### WORK TO COMPLETE
Look for the string "screenshot" in the lines and copy each line that has it.
# Start of EXTRACTED DATA
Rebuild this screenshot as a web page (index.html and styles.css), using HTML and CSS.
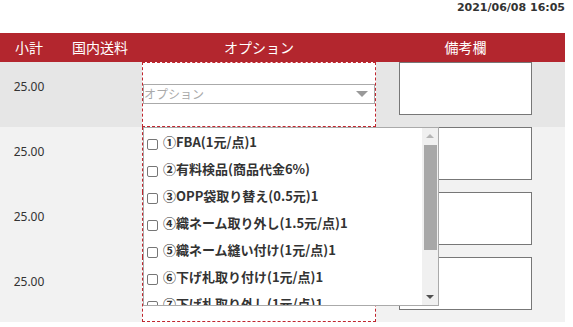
FILE: index.html
```html
<!DOCTYPE html>
<html lang="ja">
<head>
    <meta charset="UTF-8">
    <meta name="viewport" content="width=device-width, initial-scale=1.0">
    <title>注文明細</title>
    <link rel="stylesheet" href="styles.css">
</head>
<body>

    <div class="sheet">
        <div class="stamp">2021/06/08 16:05</div>

        <div class="thead">
            <div class="th">小計</div>
            <div class="th">国内送料</div>
            <div class="th">オプション</div>
            <div class="th th-note">備考欄</div>
        </div>

        <div class="row row-current">
            <div class="cell cell-sub">25.00</div>
            <div class="cell"></div>
            <div class="cell cell-opt">
                <div class="picker">
                    <span class="placeholder">オプション</span>
                    <span class="caret"></span>
                </div>

                <div class="dropdown">
                    <ul class="choices">
                        <li><input type="checkbox" id="op1"><label for="op1">①FBA(1元/点)1</label></li>
                        <li><input type="checkbox" id="op2"><label for="op2">②有料検品(商品代金6%)</label></li>
                        <li><input type="checkbox" id="op3"><label for="op3">③OPP袋取り替え(0.5元)1</label></li>
                        <li><input type="checkbox" id="op4"><label for="op4">④織ネーム取り外し(1.5元/点)1</label></li>
                        <li><input type="checkbox" id="op5"><label for="op5">⑤織ネーム縫い付け(1元/点)1</label></li>
                        <li><input type="checkbox" id="op6"><label for="op6">⑥下げ札取り付け(1元/点)1</label></li>
                        <li><input type="checkbox" id="op7"><label for="op7">⑦下げ札取り外し(1元/点)1</label></li>
                    </ul>
                    <div class="scrollbar">
                        <span class="arrow arrow-up"></span>
                        <span class="thumb"></span>
                        <span class="arrow arrow-down"></span>
                    </div>
                </div>
            </div>
            <div class="cell cell-note"><textarea class="memo"></textarea></div>
        </div>

        <div class="row">
            <div class="cell cell-sub">25.00</div>
            <div class="cell"></div>
            <div class="cell cell-opt"></div>
            <div class="cell cell-note"><textarea class="memo"></textarea></div>
        </div>

        <div class="row">
            <div class="cell cell-sub">25.00</div>
            <div class="cell"></div>
            <div class="cell cell-opt"></div>
            <div class="cell cell-note"><textarea class="memo"></textarea></div>
        </div>

        <div class="row">
            <div class="cell cell-sub">25.00</div>
            <div class="cell"></div>
            <div class="cell cell-opt"></div>
            <div class="cell cell-note"><textarea class="memo"></textarea></div>
        </div>
    </div>

</body>
</html>
```

FILE: styles.css
```css
body {
    margin: 0;
    padding: 0;
    background-color: #fff;
    font-family: "Noto Sans CJK JP", "Noto Sans", sans-serif;
    color: #333;
}

.sheet {
    width: 565px;
}

.stamp {
    height: 33px;
    padding-top: 1px;
    box-sizing: border-box;
    text-align: right;
    font-family: "DejaVu Sans", sans-serif;
    font-weight: bold;
    font-size: 11px;
    line-height: 13px;
    color: #333;
}

.thead,
.row {
    display: grid;
    grid-template-columns: 58px 84px 234px 1fr;
}

.thead {
    height: 29px;
    background-color: #b3262e;
    color: #fff;
    font-size: 14px;
    line-height: 29px;
}

.th {
    text-align: center;
}

.th-note {
    padding-right: 10px;
}

.row {
    height: 65px;
    background-color: #f2f2f2;
}

.row-current {
    background-color: #e6e6e6;
}

.cell-sub {
    padding-top: 16px;
    text-align: center;
    font-family: "Noto Sans", sans-serif;
    font-size: 12px;
    line-height: 17px;
}

.cell-opt {
    position: relative;
    background-color: #fff;
    border: 1px dashed #c0262e;
}

.picker {
    display: flex;
    align-items: center;
    justify-content: space-between;
    height: 20px;
    margin-top: 21px;
    border: 1px solid #aaa;
    box-sizing: border-box;
    background-color: #fff;
}

.placeholder {
    font-size: 12px;
    line-height: 18px;
    color: #aaa;
}

.caret {
    width: 0;
    height: 0;
    margin-right: 6px;
    border-left: 6px solid transparent;
    border-right: 6px solid transparent;
    border-top: 6px solid #999;
}

.dropdown {
    position: absolute;
    z-index: 2;
    top: 64px;
    left: 0;
    width: 296px;
    height: 179px;
    border: 1px solid #aaa;
    box-sizing: border-box;
    background-color: #fff;
    overflow: hidden;
}

.choices {
    list-style: none;
    margin: 0;
    padding: 0;
    width: 278px;
}

.choices li {
    display: flex;
    align-items: center;
    height: 27px;
    white-space: nowrap;
}

.choices input {
    appearance: none;
    width: 11px;
    height: 11px;
    margin: 5px 5px 0 3px;
    border: 1px solid #767676;
    border-radius: 2px;
    background-color: #fff;
    box-sizing: border-box;
}

.choices label {
    font-size: 13px;
    font-weight: bold;
    line-height: 17px;
    color: #333;
}

.scrollbar {
    position: absolute;
    top: 0;
    right: 0;
    width: 16px;
    height: 100%;
    background-color: #f0f0f0;
}

.thumb {
    position: absolute;
    top: 17px;
    left: 2px;
    width: 13px;
    height: 105px;
    background-color: #a8a8a8;
}

.arrow {
    position: absolute;
    left: 4px;
    width: 0;
    height: 0;
    border-left: 4px solid transparent;
    border-right: 4px solid transparent;
}

.arrow-up {
    top: 6px;
    border-bottom: 4px solid #b5b5b5;
}

.arrow-down {
    bottom: 6px;
    border-top: 4px solid #505050;
}

.cell-note {
    padding-left: 23px;
}

.memo {
    display: block;
    width: 133px;
    height: 53px;
    margin: 0;
    padding: 0;
    border: 1px solid #777;
    box-sizing: border-box;
    resize: none;
    background-color: #fff;
}
```
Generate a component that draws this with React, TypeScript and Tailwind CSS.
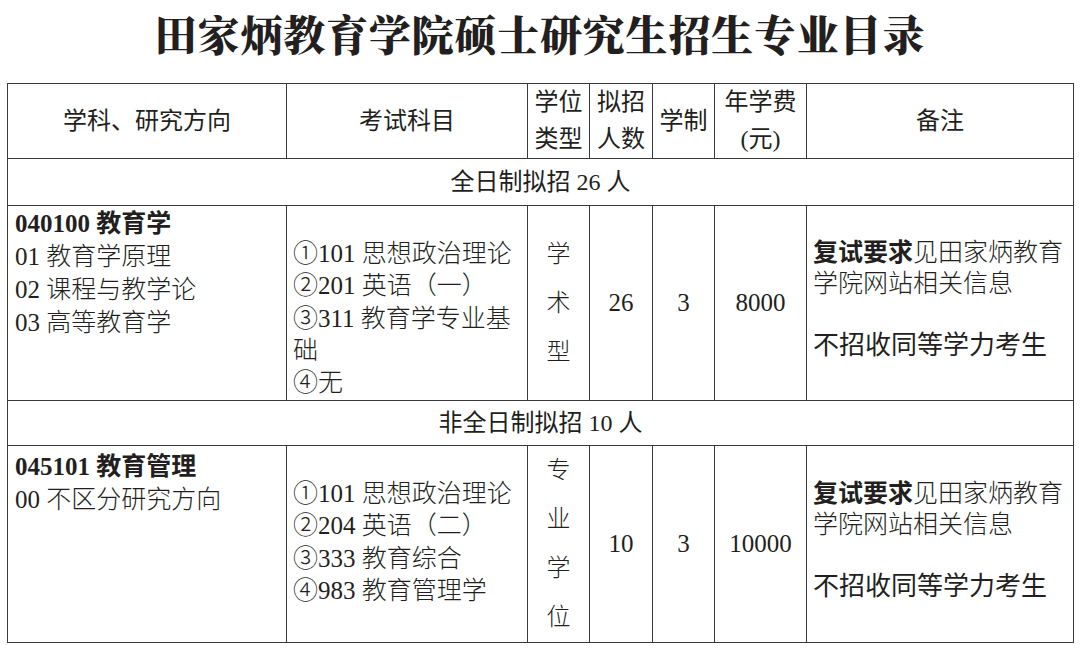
import React from 'react';

const mix = "font-['Liberation_Serif','Noto_Sans_CJK_SC',sans-serif]";
const cell = 'border-[1.5px] border-[#3a3a3a]';

const Vertical = ({ chars }: { chars: string[] }) => (
  <div className="flex flex-col items-center leading-[49px]">
    {chars.map((c) => (
      <span key={c}>{c}</span>
    ))}
  </div>
);

const Remark = () => (
  <div className="pl-[6px] pb-[8px] leading-[31px]">
    <div>
      <span className="font-bold">复试要求</span>
      <span className="font-light">见田家炳教育</span>
    </div>
    <div className="font-light">学院网站相关信息</div>
    <div className="mt-[31px] text-[26px] font-normal">不招收同等学力考生</div>
  </div>
);

export default function App() {
  return (
    <div className={`w-[1080px] h-[655px] bg-white text-[#231f20] ${mix} overflow-hidden`}>
      <h1 className="pt-[8px] h-[83px] text-center text-[42px] leading-[50px] font-black tracking-[0.8px] font-['Noto_Serif_CJK_SC','Noto_Sans_CJK_SC',serif]">
        田家炳教育学院硕士研究生招生专业目录
      </h1>

      <table className="ml-[7px] w-[1066px] table-fixed border-collapse text-[24px]">
        <colgroup>
          <col className="w-[279px]" />
          <col className="w-[241px]" />
          <col className="w-[62px]" />
          <col className="w-[63px]" />
          <col className="w-[62px]" />
          <col className="w-[92px]" />
          <col className="w-[267px]" />
        </colgroup>
        <tbody>
          {/* header */}
          <tr className="h-[75px] text-center">
            <td className={cell}>学科、研究方向</td>
            <td className={cell}>考试科目</td>
            <td className={`${cell} leading-[37px]`}>学位<br />类型</td>
            <td className={`${cell} leading-[37px]`}>拟招<br />人数</td>
            <td className={cell}>学制</td>
            <td className={`${cell} leading-[37px]`}>年学费<br />(元)</td>
            <td className={cell}>备注</td>
          </tr>

          <tr className="h-[47px]">
            <td colSpan={7} className={`${cell} text-center`}>全日制拟招 26 人</td>
          </tr>

          {/* 全日制 */}
          <tr className="h-[195px]">
            <td className={`${cell} align-top pl-[7px] pt-[1px] leading-[33px] text-[25px]`}>
              <div className="font-bold">040100 教育学</div>
              <div className="font-light">01 教育学原理</div>
              <div className="font-light">02 课程与教学论</div>
              <div className="font-light">03 高等教育学</div>
            </td>
            <td className={`${cell} align-top pl-[6px] pt-[32px] leading-[32.3px] text-[25px] font-light`}>
              <div>①101 思想政治理论</div>
              <div>②201 英语（一）</div>
              <div>③311 教育学专业基</div>
              <div>础</div>
              <div>④无</div>
            </td>
            <td className={`${cell} font-light`}>
              <Vertical chars={['学', '术', '型']} />
            </td>
            <td className={`${cell} text-center text-[25px]`}>26</td>
            <td className={`${cell} text-center text-[25px]`}>3</td>
            <td className={`${cell} text-center text-[25px]`}>8000</td>
            <td className={`${cell} text-[25px]`}>
              <Remark />
            </td>
          </tr>

          <tr className="h-[45px]">
            <td colSpan={7} className={`${cell} text-center`}>非全日制拟招 10 人</td>
          </tr>

          {/* 非全日制 */}
          <tr className="h-[196px]">
            <td className={`${cell} align-top pl-[7px] pt-[4px] leading-[33px] text-[25px]`}>
              <div className="font-bold">045101 教育管理</div>
              <div className="font-light">00 不区分研究方向</div>
            </td>
            <td className={`${cell} align-top pl-[6px] pt-[32px] leading-[32.3px] text-[25px] font-light`}>
              <div>①101 思想政治理论</div>
              <div>②204 英语（二）</div>
              <div>③333 教育综合</div>
              <div>④983 教育管理学</div>
            </td>
            <td className={`${cell} font-light`}>
              <Vertical chars={['专', '业', '学', '位']} />
            </td>
            <td className={`${cell} text-center text-[25px]`}>10</td>
            <td className={`${cell} text-center text-[25px]`}>3</td>
            <td className={`${cell} text-center text-[25px]`}>10000</td>
            <td className={`${cell} text-[25px]`}>
              <Remark />
            </td>
          </tr>
        </tbody>
      </table>
    </div>
  );
}
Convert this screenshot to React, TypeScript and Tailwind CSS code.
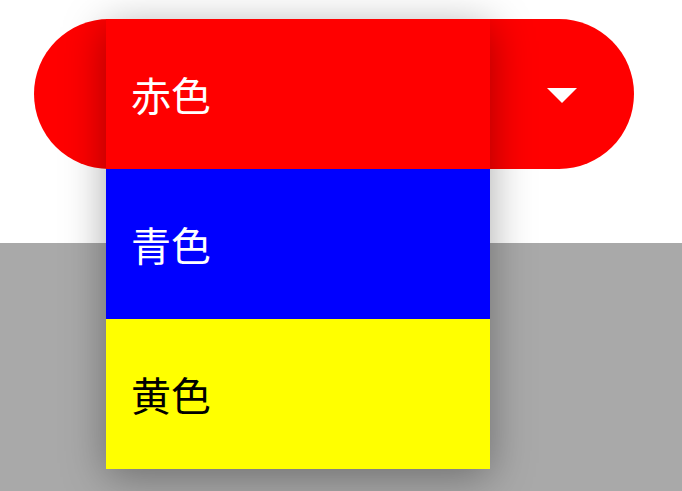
# End of EXTRACTED DATA
### WRITTEN ANSWER
Rebuild this screenshot as a web page (index.html and styles.css), using HTML and CSS.
Convert this screenshot to React, TypeScript and Tailwind CSS code.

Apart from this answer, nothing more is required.